Very interesting post, lots of stuff I did not know about.

Ruud Koek
Ruud Koek
14 years ago

Thanks so much for the interesting details in your article. Frankly I don’t know much about the blues. So keeping on reading about it, gives me a bigger insight to what it means. We all heared about the influences it had on rock & roll and pop music, but if you only listen to these two only, you will not develop any bigger insight. Best is to listen to it.

For me it started when I watched on dutch TV, a documentairy about ‘Catfish Blues’, more then 20 years ago. From that moment on I listened more carefully. And keep in mind, it was new to me, being brought up with classical music.

What I really liked about reading your article is that you start with the tribute to your wife, then her music and so following the lead via Joni Mitchell to Memphis. After that the article becomes a ‘little’ adventure.

But saying the words you “not meaning to spur any controversy”,
got me thinking. I will leave Joni Mitchell to her fans… And the lyric,
well I don’t think it’s supposed to be a ‘Furry Tribute’ nor a tribute to Beale Street. (I have to admit I enjoyed looking and listening to Pat Metheny better, by the way thanks for that information: I would not have recognized him.) Maybe it was merely a reflection on a trip she made like ‘Prin’ did. He told us about such a trip in his comment on tour article.
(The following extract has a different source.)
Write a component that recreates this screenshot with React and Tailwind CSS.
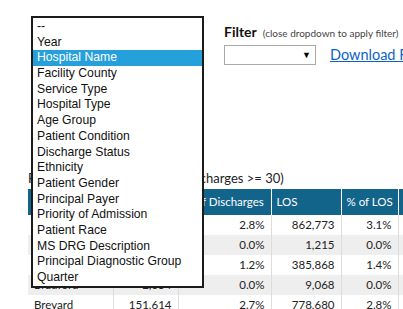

And to answer your last question, there are suitable artists to do so,
leave it up to them…

14 years ago

Brilliant blues blog, and so well laid out well done the bluesblogger

MJK (Mike)
14 years ago

“the famous Beale Street: ” – I was there once: WOW. I was in awe and cannot wait to go back.

14 years ago

Very nicely done, thanks for reposting this.

13 years ago

I loved your post. thought some readers were a bit harsh regarding joni mitchell. i think she is a fantastic artist that can paint a picture with words and play a mean guitar. she should be applauded for having had an interest in blues and its history and bringing it to the attention of those who otherwise wouldn’t have known or cared.

13 years ago

Great for re-posting this. I totally agree that if a follow-up song should be done it should be done by Joni Mitchell. This was not a tribute to Beale Street or Furry, it was, as you said, a description of how history had fallen into disrepair. Many of your posts are about how music creates change, especially blues music. Obviously it changed Joni Mitchell enough for her to write this unique song. And her music changed Beale Street.

13 years ago

…. another fantastic article and review from the BluesBlogger !!

13 years ago

Loved this post, I was at one of the first Beale Street Music Festivals, it rained naturally, we went to the Orphium theatre, I remember seeing Ricky Nelson and Roy Orbison perform. I have tried to find more info on this, what year-who else performed-etc. Can you help?

Leann Carland
Leann Carland
12 years ago

I’m really impressed along with your writing skills and also with the layout on your blog. Is this a paid theme or did you modify it yourself? Anyway keep up the excellent quality writing, it is rare to see a nice blog like this one these days…

Raj hirvate
Raj hirvate
8 years ago

thanks for sharing the information .. really impressed by your writing skills 🙂
Nice layout also ..

8 years ago

I just got back from visiting Beale myself and I found the place to be absolutely mesmerizing and filled with history and air from such. I got to Memphis… I hope I will get to it again.